Deep Fixes When Settings Look Right But Calls Still Stay Silent
If you’ve checked modes, volume, and the iPhone route settings and you still miss rings, move to the deeper fixes. These steps clear stuck states that can linger after an update, a bad sync, or a brief crash.
Reset Notification Mirrors For Phone
Call ringing is tied to notifications and call alerts. If the watch stopped mirroring, you can force a fresh sync of notification settings.
- Re-enable notifications — In the Watch app on iPhone, open Notifications and toggle the Phone app alerts off, then on.
- Toggle mirror settings — In the Watch app, check Phone and confirm it mirrors the iPhone settings as intended.
- Check app installs — If you removed the Phone app or restricted it, reinstall or allow it and test again.
Rebuild The Pairing Link The Clean Way
Unpairing and pairing sounds scary, but it’s a clean reset that fixes a lot of weird call alert issues. Apple Watch makes a backup during unpairing, and it restores most settings when you pair again.
- Back up the iPhone — Use iCloud or your computer so you’ve got a safe snapshot.
- Unpair the watch — In the Watch app, tap your watch, then tap the info button and choose Unpair Apple Watch.
- Pair again — Follow the pairing flow, then test incoming calls before you reinstall extra apps.

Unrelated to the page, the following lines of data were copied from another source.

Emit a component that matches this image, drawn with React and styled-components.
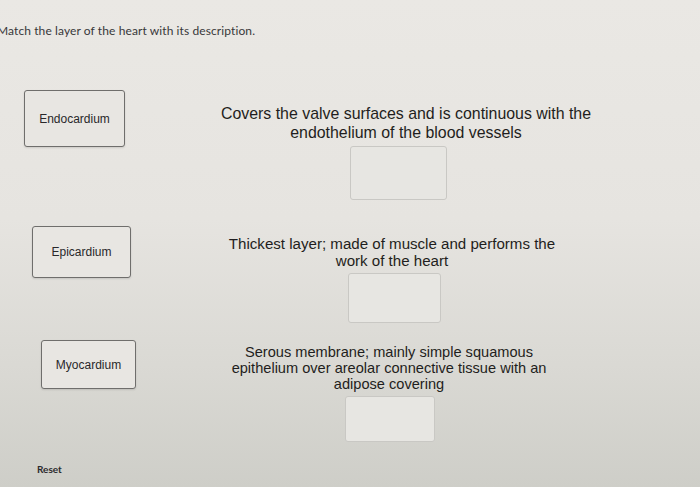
import React from 'react';
import styled, { createGlobalStyle } from 'styled-components';

const GlobalStyle = createGlobalStyle`
  html, body {
    margin: 0;
    padding: 0;
  }
  body {
    background: #e3e1dd;
  }
`;

const ITEMS = [
    {
        term: 'Endocardium',
        termX: 24, termW: 101, termH: 57,
        text: 'Covers the valve surfaces and is continuous with the\nendothelium of the blood vessels',
        size: 15.9, lh: 19, textTop: 14, center: 406,
        dropW: 97, dropH: 54, dropShift: -8,
        gap: 0,
    },
    {
        term: 'Epicardium',
        termX: 32, termW: 99, termH: 52,
        text: 'Thickest layer; made of muscle and performs the\nwork of the heart',
        size: 15.1, lh: 17, textTop: 9, center: 392,
        dropW: 93, dropH: 50, dropShift: 2,
        gap: 26,
    },
    {
        term: 'Myocardium',
        termX: 41, termW: 95, termH: 49,
        text: 'Serous membrane; mainly simple squamous\nepithelium over areolar connective tissue with an\nadipose covering',
        size: 14.6, lh: 16, textTop: 4, center: 389,
        dropW: 90, dropH: 46, dropShift: 1,
        gap: 17,
    },
];

const App = () => {
    return (
        <>
            <GlobalStyle />
            <Page>
                <Title>Match the layer of the heart with its description.</Title>
                <Rows>
                    {ITEMS.map(item => (
                        <Row key={item.term} $gap={item.gap}>
                            <TermCell $x={item.termX}>
                                <Term $w={item.termW} $h={item.termH}>{item.term}</Term>
                            </TermCell>
                            <Target $center={item.center} $top={item.textTop}>
                                <Description $size={item.size} $lh={item.lh}>{item.text}</Description>
                                <DropBox $w={item.dropW} $h={item.dropH} $shift={item.dropShift} />
                            </Target>
                        </Row>
                    ))}
                </Rows>
                <Reset>Reset</Reset>
            </Page>
        </>
    );
};

const Page = styled.div`
  position: relative;
  width: 700px;
  height: 487px;
  overflow: hidden;
  box-sizing: border-box;
  padding-top: 24px;
  background: linear-gradient(to bottom, #eae8e4 0%, #e6e4e0 45%, #dad9d4 75%, #cecec8 100%);
  font-family: Lato, "Open Sans", sans-serif;
`;

const Title = styled.div`
  margin-left: -3px;
  font-size: 12px;
  line-height: 14px;
  color: #38373a;
  letter-spacing: 0.1px;
`;

const Rows = styled.div`
  margin-top: 52px;
  display: flex;
  flex-direction: column;
`;

const Row = styled.div`
  display: flex;
  align-items: flex-start;
  margin-top: ${p => p.$gap}px;
`;

const TermCell = styled.div`
  width: 200px;
  flex-shrink: 0;
  box-sizing: border-box;
  padding-left: ${p => p.$x}px;
`;

const Term = styled.div`
  width: ${p => p.$w}px;
  height: ${p => p.$h}px;
  box-sizing: border-box;
  display: flex;
  align-items: center;
  justify-content: center;
  border: 1px solid #6f6e6c;
  border-radius: 3px;
  background: #e8e6e2;
  box-shadow: 0 1px 2px rgba(0, 0, 0, 0.12);
  font-family: "Liberation Sans", Arial, sans-serif;
  font-size: 12px;
  color: #29282a;
`;

const Target = styled.div`
  width: 420px;
  margin-left: ${p => p.$center - 410}px;
  padding-top: ${p => p.$top}px;
  display: flex;
  flex-direction: column;
  align-items: center;
`;

const Description = styled.div`
  font-family: "Liberation Sans", Arial, sans-serif;
  font-size: ${p => p.$size}px;
  line-height: ${p => p.$lh}px;
  color: #1f1e20;
  text-align: center;
  white-space: pre-line;
`;

const DropBox = styled.div`
  margin-top: 4px;
  margin-left: ${p => (p.$shift > 0 ? p.$shift * 2 : 0)}px;
  margin-right: ${p => (p.$shift < 0 ? -p.$shift * 2 : 0)}px;
  width: ${p => p.$w}px;
  height: ${p => p.$h}px;
  box-sizing: border-box;
  border: 1px solid #c9c8c4;
  border-radius: 3px;
  background: #e7e6e2;
`;

const Reset = styled.div`
  margin-top: 21px;
  margin-left: 37px;
  font-size: 10px;
  line-height: 12px;
  font-weight: 700;
  color: #2c2b2d;
`;

export default App;
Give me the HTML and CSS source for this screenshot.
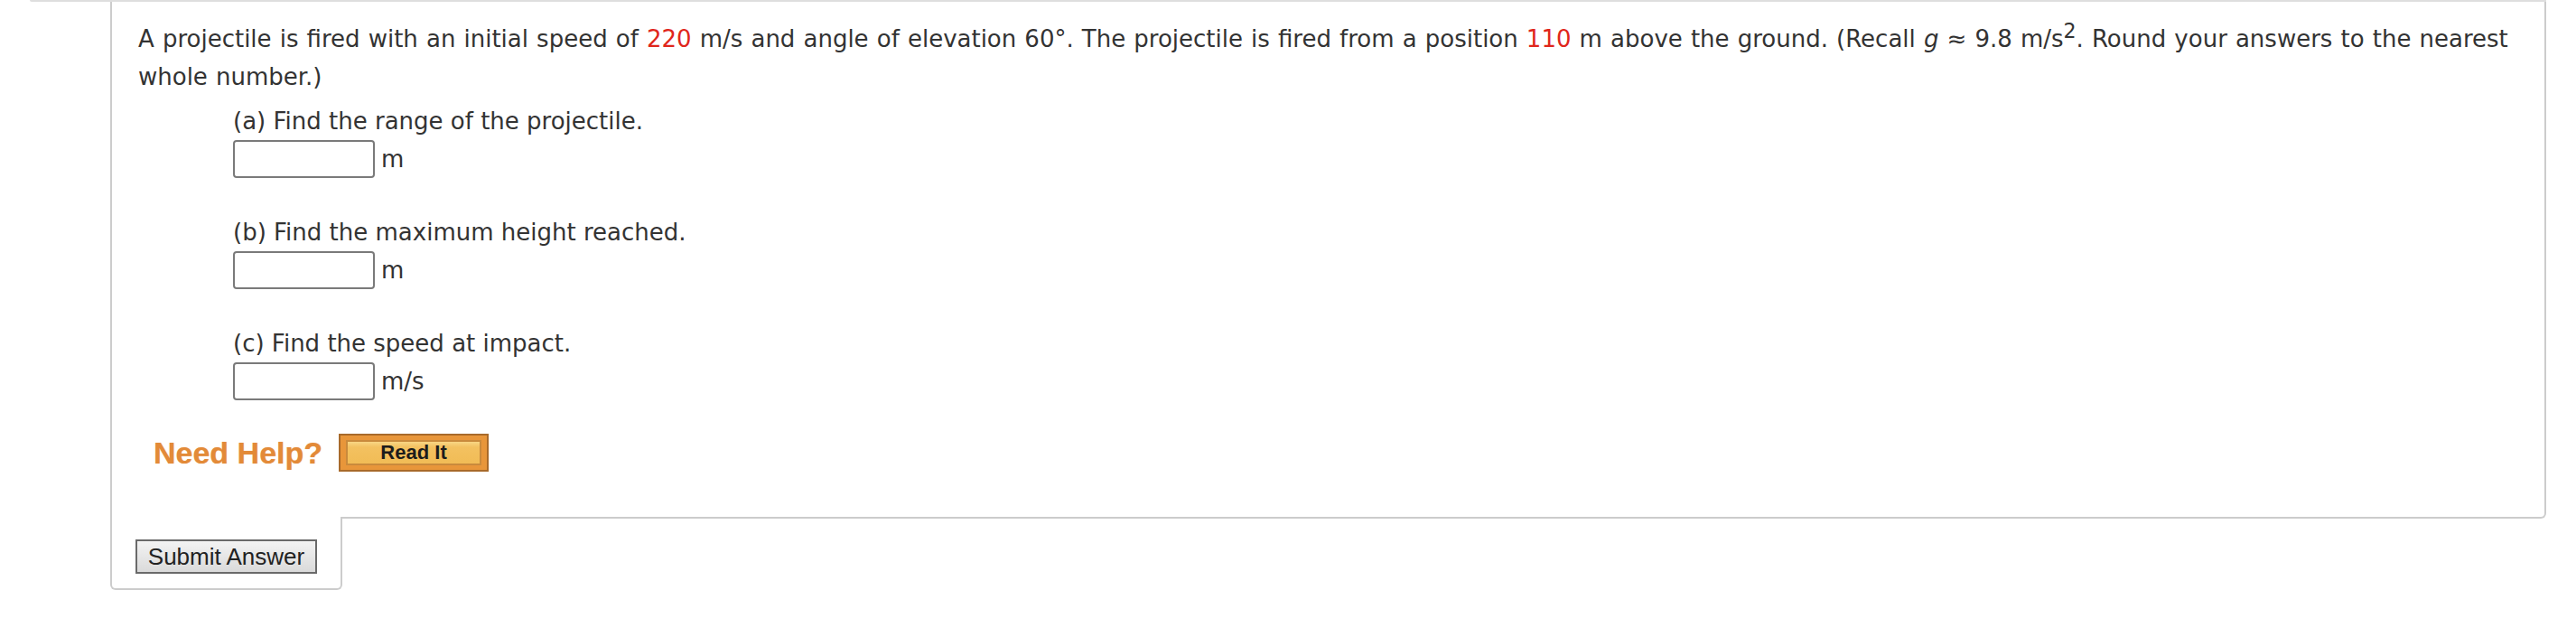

Check For Speaker Or Crown Issues
If the watch never plays sound, not even for alarms or the ping in Settings, a hardware issue is on the table. Dirt in the speaker grill can muffle ringing, and water lock can trap moisture.
- Play a sound test — Turn alert volume up and trigger an alert you can control, then listen close.
- Clear water lock — If you used Water Lock, rotate the Digital Crown to eject water, then retest.
- Try a different band — A too-tight band can press the speaker against skin and dampen the ring.
When To Book A Repair Check
If you’ve done the unpair and you still get no ring, no haptic, and no sound in any app, treat it as a device problem. At that point, a repair appointment saves time.
Bring your iPhone too. The tech can test the pairing path, check logs, and confirm whether the speaker, sensor, or radio is failing.